18. No material, substantial in character, has been placed before me to consider seriously the honesty and good faith of the company. The company is not hiding the fact that it is in financial difficulties and that has been placed before this court as an open book. But the company tells me that it is attempting to revive and rehabilitate the company where over 1,500 employees are working. Now, I turn to the final question. I can say definitely that no limits are placed by the section on the court's discretion to grant or refuse an application under Section 227 (here Section 536(2)) and such a discretion will, of course, have to be exercised in every instance having regard to the particular circumstances of the particular case (vide Burton and Deakin Ltd., In re [1977] 1 All ER 631 at page 637 (Ch D). Certainly, if I refuse sanction, it will be a great setback to the honest and genuine attempt of the company to rehabilitate itself. I do not think that this court should hold back the company from making an attempt to rehabilitate itself.
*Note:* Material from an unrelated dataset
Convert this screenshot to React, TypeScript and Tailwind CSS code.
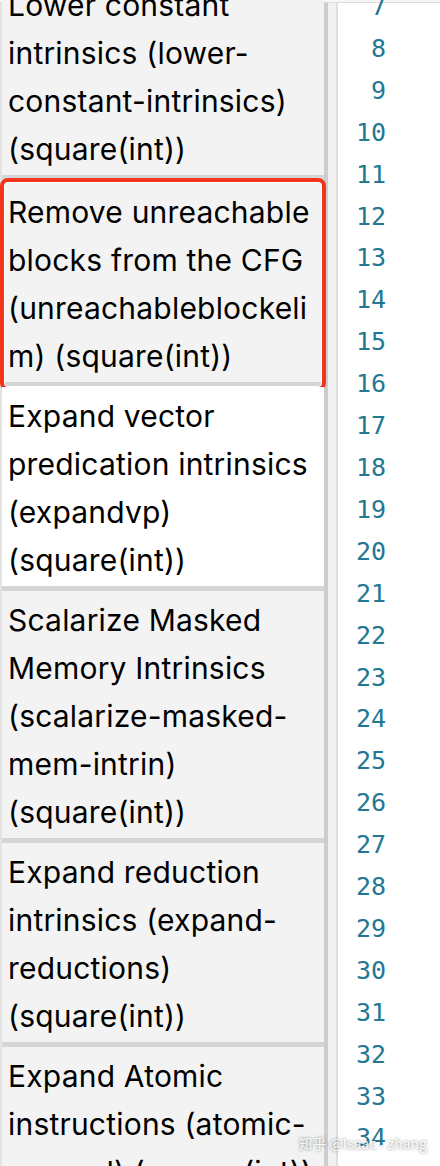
import React from 'react'

type Pass = { lines: string[]; white?: boolean; selected?: boolean }

const passes: Pass[] = [
  { lines: ['Lower constant', 'intrinsics (lower-', 'constant-intrinsics)', '(square(int))'] },
  {
    lines: ['Remove unreachable', 'blocks from the CFG', '(unreachableblockeli', 'm) (square(int))'],
    selected: true,
  },
  { lines: ['Expand vector', 'predication intrinsics', '(expandvp)', '(square(int))'], white: true },
  {
    lines: ['Scalarize Masked', 'Memory Intrinsics', '(scalarize-masked-', 'mem-intrin)', '(square(int))'],
  },
  { lines: ['Expand reduction', 'intrinsics (expand-', 'reductions)', '(square(int))'] },
  { lines: ['Expand Atomic', 'instructions (atomic-', 'expand) (square(int))'] },
]

const lineNumbers = Array.from({ length: 29 }, (_, i) => i + 7)

function PassItem({ pass }: { pass: Pass }) {
  return (
    <div
      className={`relative pl-[6px] leading-[48px] ${pass.white ? 'bg-white' : 'bg-[#f3f3f3]'} ${
        pass.selected ? 'pt-[8px] pb-[2px]' : 'pt-[5px] pb-[2px]'
      }`}
    >
      {pass.lines.map(line => (
        <div key={line} className="whitespace-nowrap">
          {line}
        </div>
      ))}
      {pass.selected && (
        <div className="absolute -top-[2px] -bottom-[9px] -left-[2px] -right-[2px] rounded-[8px] border-4 border-[#f2341b] shadow-[inset_0_0_0_1px_#ffffff]" />
      )}
    </div>
  )
}

export default function App() {
  return (
    <div className="relative w-[440px] h-[1166px] overflow-hidden bg-white">
      <div className="h-[3px] bg-[#f6f6f6] border-b border-[#dddddd]" />
      <div className="flex h-full">
        {/* pass list */}
        <div className="w-[324px] shrink-0 border-l-2 border-[#e3e3e3] bg-[#d5d5d5]">
          <div
            className="-mt-[27px] flex flex-col gap-[5px] text-[30px] tracking-[0.2px] text-black"
            style={{ fontFamily: 'Inter, "Liberation Sans", sans-serif' }}
          >
            {passes.map(p => (
              <PassItem key={p.lines[0]} pass={p} />
            ))}
          </div>
        </div>

        {/* splitter */}
        <div className="w-[4px] shrink-0 bg-[#cdcdcd]" />
        <div className="w-[10px] shrink-0 bg-[#f1f1f1] border-r-2 border-[#dedede]" />

        {/* editor gutter */}
        <div className="flex-1 bg-white">
          <div
            className="-mt-[17px] w-[48px] text-right text-[25px] leading-[41.9px] text-[#237893]"
            style={{ fontFamily: '"DejaVu Sans Mono", monospace' }}
          >
            {lineNumbers.map(n => (
              <div key={n}>{n}</div>
            ))}
          </div>
        </div>
      </div>

      <div
        className="absolute right-[13px] bottom-[12px] text-[14px] text-white/90 [text-shadow:0_0_3px_rgba(0,0,0,0.5)]"
        style={{ fontFamily: '"Noto Sans CJK SC", "Liberation Sans", sans-serif' }}
      >
        知乎 @Isaac - zhang
      </div>
    </div>
  )
}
I feel that the leave for disposition sought for is necessary and expedient in the interest of the company and I hold that the reasons given are such that an intelligent and honest man could reasonably hold, and the court will normally sanction the disposition, notwithstanding the opposition.
19. In the result, I would allow the petition. I permit the applicant company, Travancore Rayons Ltd., Rayonpuram, Perumbavoor, to create a charge of Rs. 511 lakhs over the movable properties of the company in favour of IDBI, ICICI, IFCI and IRBI.